Set during the Hungarian Revolution of 1956, this story has all the suspense of a good cold war book or movie as a multinational group of foreigners attempt to smuggle Jason Robards out of Hungary into Austria. However, three things complement the story, making this an extremely good movie.

First, the actors use the actual languages of their roles. The Russian soldiers speak only Russian; the Hungarians only Hungarian; the Germans only German, except to the minimal extent to tell the story. Since Debra Kerr is English, she speaks only English, and, of course, Yul Brynner and a few others essential to the story also speak heavily accented English. As a result, the empathy of the audience to the travelers becomes paramount. The viewer shares all the confusion and suspense of being involved in an illicit border crossing when he/she cannot understand any of the languages spoken around them. Very powerful feelings are aroused in the audience, and notwithstanding the heavy use of foreign languages, the audience is never at a loss for following the film. No subtitles are necessary.

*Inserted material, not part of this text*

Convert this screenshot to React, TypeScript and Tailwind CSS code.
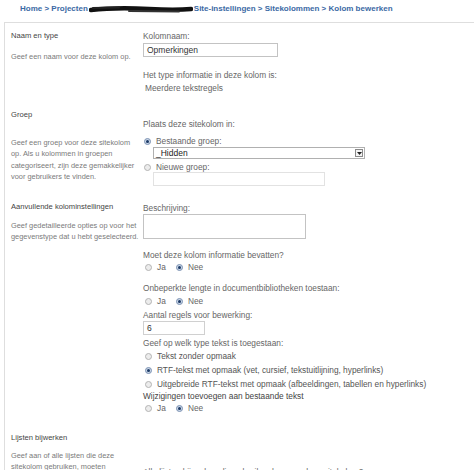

Second. I was in Hungary in 1995, and I'm telling you, this movie has it right on. From the gypsy music overpowering the dinner meal to the underground caverns in the buildings where much of the action takes place to the village scenes, the realism is incredible. If I didn't eat in the actual restaurant in the movie, I ate at its double. I thought that I actually walked down the main street in that village. (Actually, the film was shot in Austria).

Third, and most important, this movie reunites Deberah Kerr and Yul Brynner (after The King and I) and the magnetism between them as the story unfolds is nothing short of Oscar qualified. Of course, Yul already received an Oscar for playing that relationship, so the Acadamy wasn't going to give him another one, but that is the quality of the film. Don't miss this one.